Des vidéos diffusées sur les réseaux sociaux ont montré des éléments anti-émeutes à l’intérieur des salles d’audience, usant de la force pour faire sortir des procureurs et juges de la Cour d’Oran et libérer les lieux pour les nouveaux nommés. Des scènes de violence dans l’enceinte de la Cour ont fait le tour de la toile. Ainsi, des gendarmes ont d’abord évacué, de force, les magistrats de leurs bureaux avant de les obliger, en bas, dans le hall, à quitter le bâtiment.

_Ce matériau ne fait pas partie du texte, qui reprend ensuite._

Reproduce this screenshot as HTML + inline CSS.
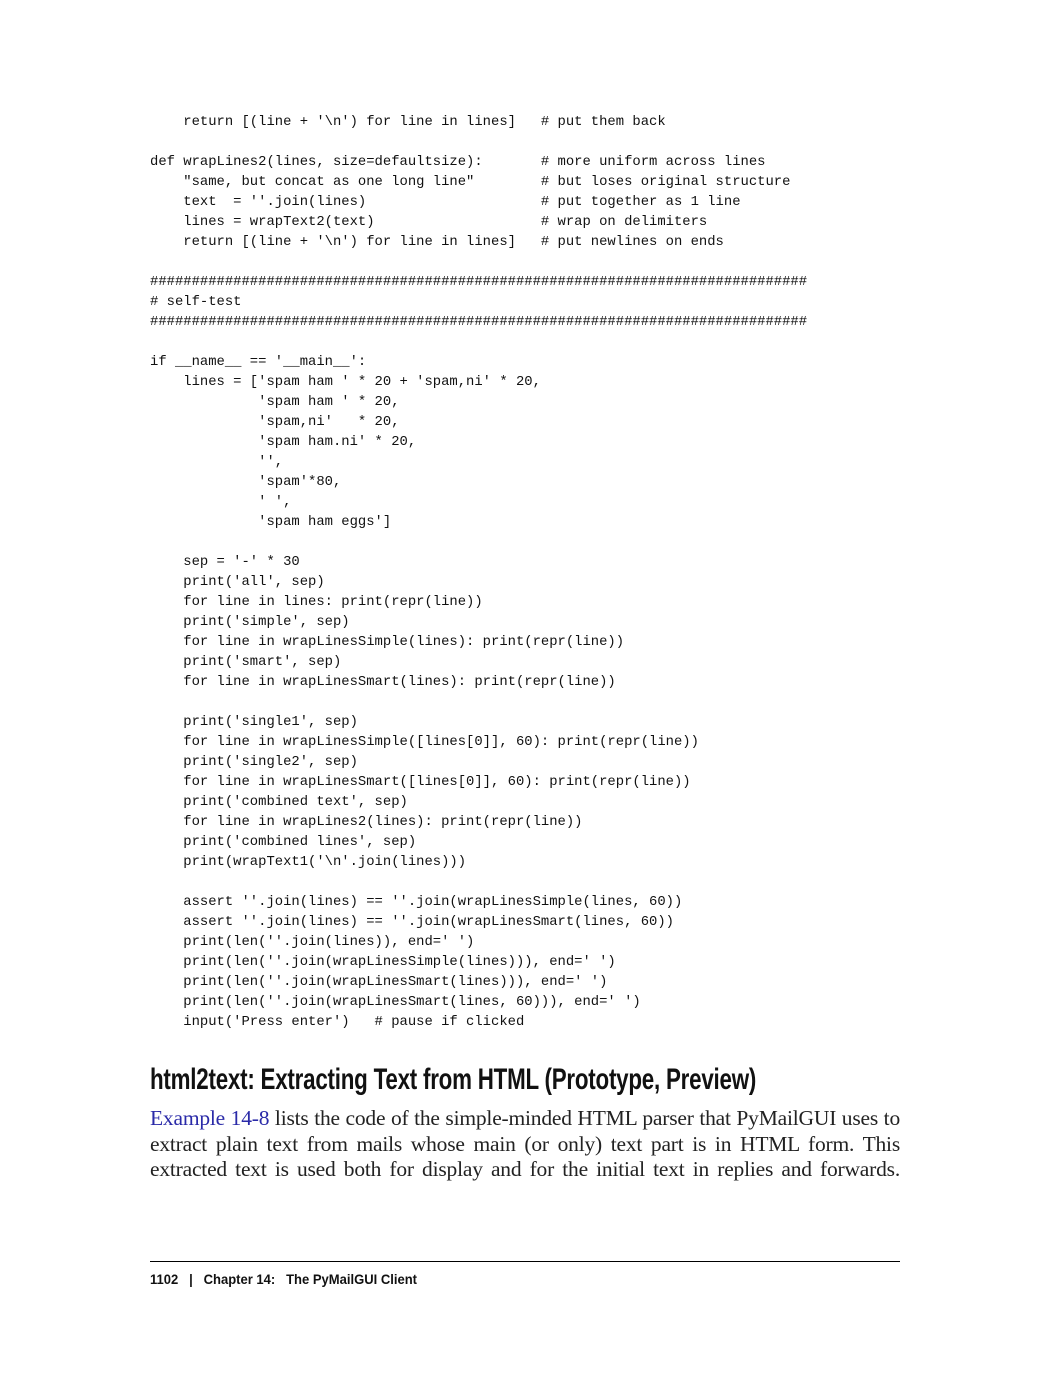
<!DOCTYPE html>
<html><head><meta charset="utf-8"><style>
body{margin:0;background:#fff;width:1050px;height:1378px;position:relative;overflow:hidden}
pre{position:absolute;left:150px;top:112px;margin:0;font-family:"Liberation Mono",monospace;font-size:13.87px;line-height:20px;color:#111}
h2{position:absolute;left:150px;top:1062px;margin:0;font-family:"Liberation Sans",sans-serif;font-weight:bold;font-size:30px;line-height:36px;white-space:nowrap;transform-origin:0 0;transform:scaleX(0.745);color:#111;letter-spacing:-0.3px}
p{position:absolute;left:150px;top:1106px;width:750px;margin:0;font-family:"Liberation Serif",serif;font-size:21.5px;line-height:25.5px;text-align:justify;text-align-last:justify;color:#222;letter-spacing:-0.2px}
p a{color:#2a2aa8;text-decoration:none}
.rule{position:absolute;left:150px;top:1261px;width:750px;height:1px;background:#000}
.foot{position:absolute;left:150px;top:1271px;font-family:"Liberation Sans",sans-serif;font-weight:bold;font-size:14px;color:#111;white-space:pre;transform-origin:0 0;transform:scaleX(0.93)}
</style></head><body>
<pre>    return [(line + '\n') for line in lines]   # put them back

def wrapLines2(lines, size=defaultsize):       # more uniform across lines
    "same, but concat as one long line"        # but loses original structure
    text  = ''.join(lines)                     # put together as 1 line
    lines = wrapText2(text)                    # wrap on delimiters
    return [(line + '\n') for line in lines]   # put newlines on ends

###############################################################################
# self-test
###############################################################################

if __name__ == '__main__':
    lines = ['spam ham ' * 20 + 'spam,ni' * 20,
             'spam ham ' * 20,
             'spam,ni'   * 20,
             'spam ham.ni' * 20,
             '',
             'spam'*80,
             ' ',
             'spam ham eggs']

    sep = '-' * 30
    print('all', sep)
    for line in lines: print(repr(line))
    print('simple', sep)
    for line in wrapLinesSimple(lines): print(repr(line))
    print('smart', sep)
    for line in wrapLinesSmart(lines): print(repr(line))

    print('single1', sep)
    for line in wrapLinesSimple([lines[0]], 60): print(repr(line))
    print('single2', sep)
    for line in wrapLinesSmart([lines[0]], 60): print(repr(line))
    print('combined text', sep)
    for line in wrapLines2(lines): print(repr(line))
    print('combined lines', sep)
    print(wrapText1('\n'.join(lines)))

    assert ''.join(lines) == ''.join(wrapLinesSimple(lines, 60))
    assert ''.join(lines) == ''.join(wrapLinesSmart(lines, 60))
    print(len(''.join(lines)), end=' ')
    print(len(''.join(wrapLinesSimple(lines))), end=' ')
    print(len(''.join(wrapLinesSmart(lines))), end=' ')
    print(len(''.join(wrapLinesSmart(lines, 60))), end=' ')
    input('Press enter')   # pause if clicked</pre>
<h2>html2text: Extracting Text from HTML (Prototype, Preview)</h2>
<p><a>Example 14-8</a> lists the code of the simple-minded HTML parser that PyMailGUI uses to extract plain text from mails whose main (or only) text part is in HTML form. This extracted text is used both for display and for the initial text in replies and forwards.</p>
<div class="rule"></div>
<div class="foot">1102   |   Chapter 14:   The PyMailGUI Client</div>
</body></html>
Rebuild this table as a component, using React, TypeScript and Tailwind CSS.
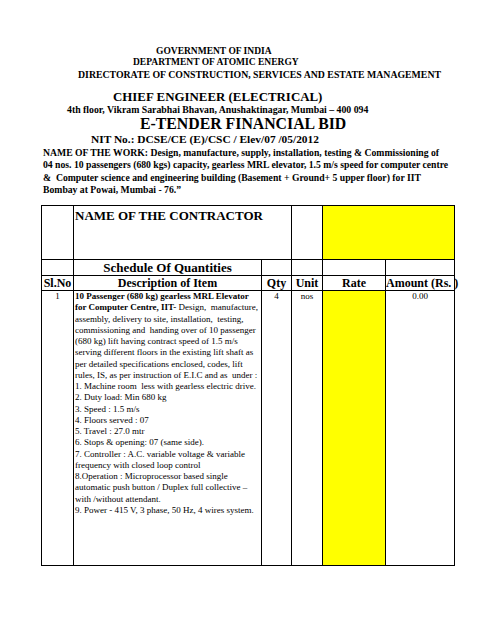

L’intervention des éléments de la GN a suscité la panique chez les magistrats, bousculés et violentés. À vrai dire, ces images sont inédites dans l’histoire du pays. Jamais les magistrats n’ont fait objet d’acte qualifié de «violence», ce qui a suscité des réactions de soutien de la classe politique, et des avocats notamment.
Enfin, dans un communiqué diffusé hier, le ministère de la Justice a apporté un démenti catégorique quant au limogeage présumé du SG et du DRH : «C’est une information dénuée de tout fondement», a précisé le communiqué, accusant le magistrat derrière la propagation de cette rumeur d’avoir des intentions non innocentes. Le ministère de la Justice regrette, en outre, ce comportement contraire à la déontologie et œuvrant à «semer le doute auprès de ses collègues magistrats». Dans tous les cas de figures, les signes du pourrissement dans ce conflit s’installent.
À l’heure où nous mettons cet article sous presse, le SNM n’avait toujours pas réagi à cette escalade. Mais l’on s’attend à ce que sa réaction soit ferme, au regard de cette montée de violence de la part de la tutelle.